The only thing that can solve this issue is if we all embrace the obvious truth that whilst there are some patterns in our society, and thoughts, we are all individuals with the power to shape our lives in whichever way we choose.

A quote:

We are what we pretend to be, so we must be careful about what we pretend to be."
-Kurt Vonnegut.

If you want to pretend to be a radical feminist who sees the anti-woman in everything, then that is what you'll become, regardless of your gender. Equally, if you want to be a woman hating man... likewise.
 
Easy for you to say as a straight white male though, Drew (in other words, being among the demographic least likely to deal with discrimination) - and the fact that people like Jake can claim with absolute certainty that sex-based discrimination doesn't exist in the workplace seems equally presumptuous, tbh - how would you know? And FTR, I'm not saying I know either, but I also recognize that I'm in about the worst position to judge (also as a straight white male)

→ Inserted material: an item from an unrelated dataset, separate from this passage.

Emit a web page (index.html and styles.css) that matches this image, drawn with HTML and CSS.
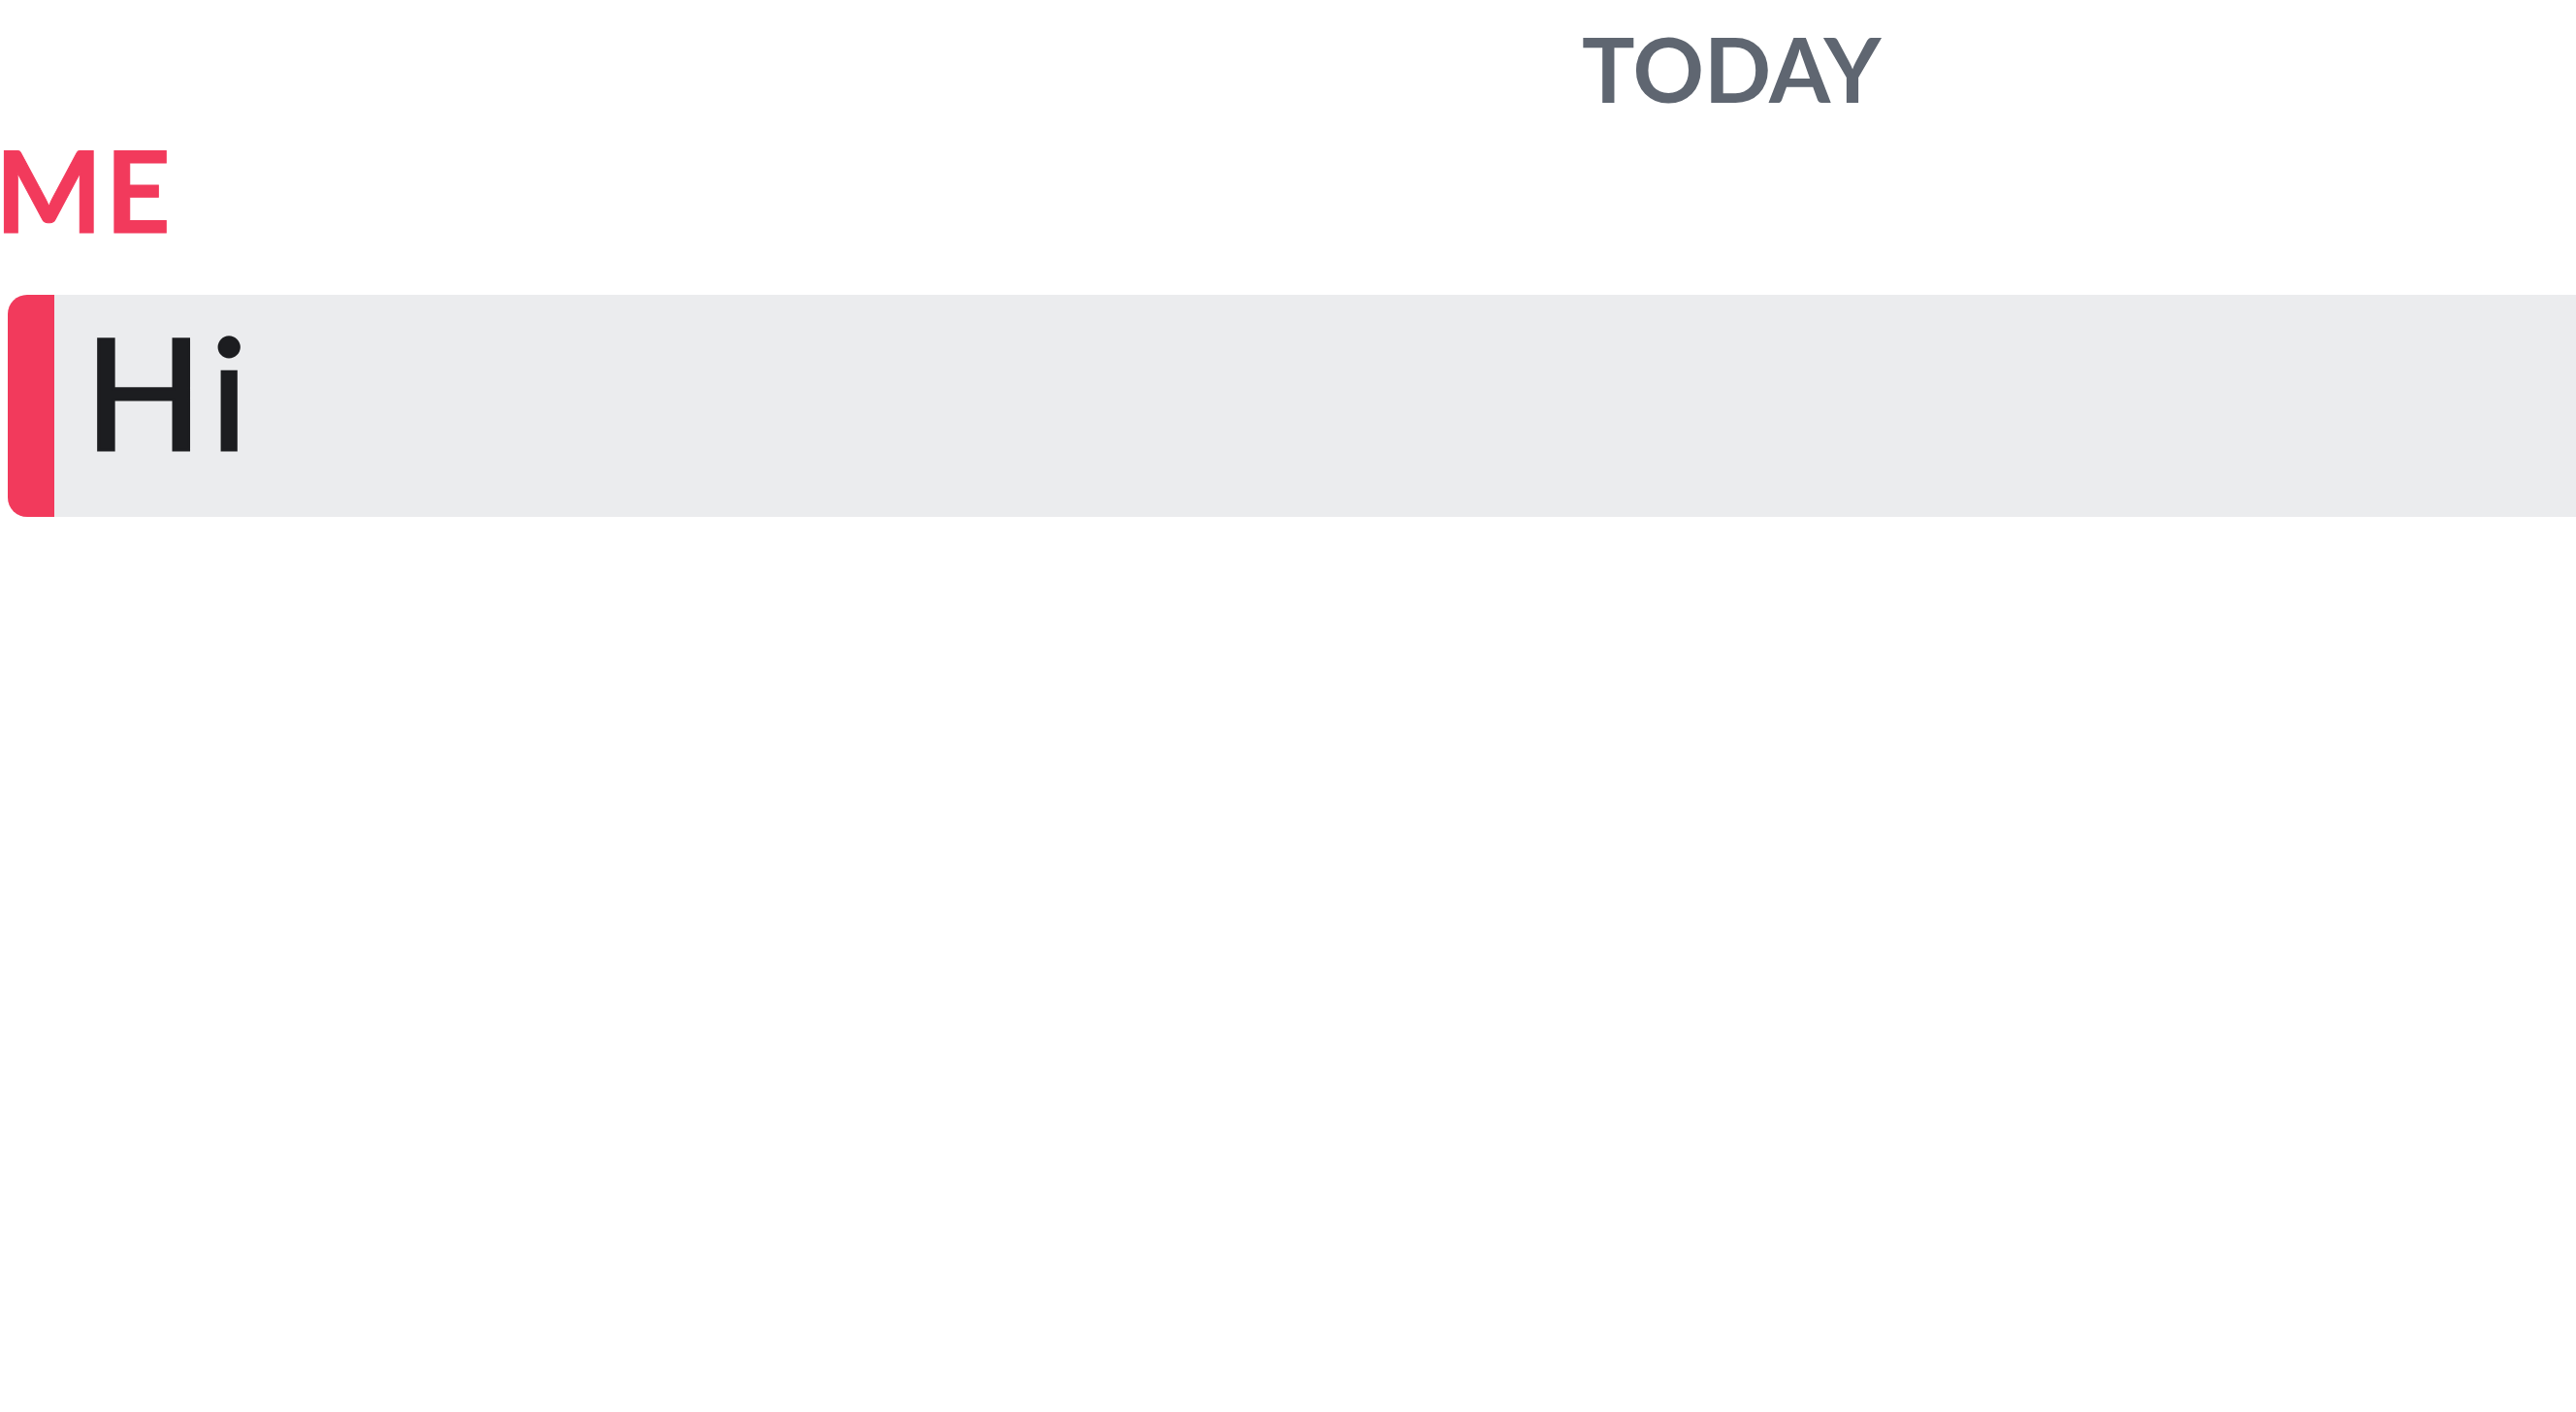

Marcus, I can think of instances where I've been on the receiving end of sexism, racism, and nationalism. I say that truthfully.

Has it affected my confidence? Momentarily maybe. Long term? No. I'm perfectly fine having a handful of memories where I was discriminated against. It didn't have a massive impact on my life.

To be honest Marcus, your comment comes across as a bit of white mans guilt - again, another concept to segregate people, control them, and make them feel isolated.

But I guess according to Damian, I'm just ignorant or unaware of the benefits I've experienced because of my skin colour. Yeah, sure... dealing with a dead father at the age of 15, a mother that hated me, two sisters that hated me, no job prospects, no education, no money, no friends... yeah... I had some real benefits because I happened to have been born white... btw... something I had absolutely no control over.

I just don't see any reason for me to feel sympathy or guilt over the fact that I'm a white male, and other people aren't. Preposterous.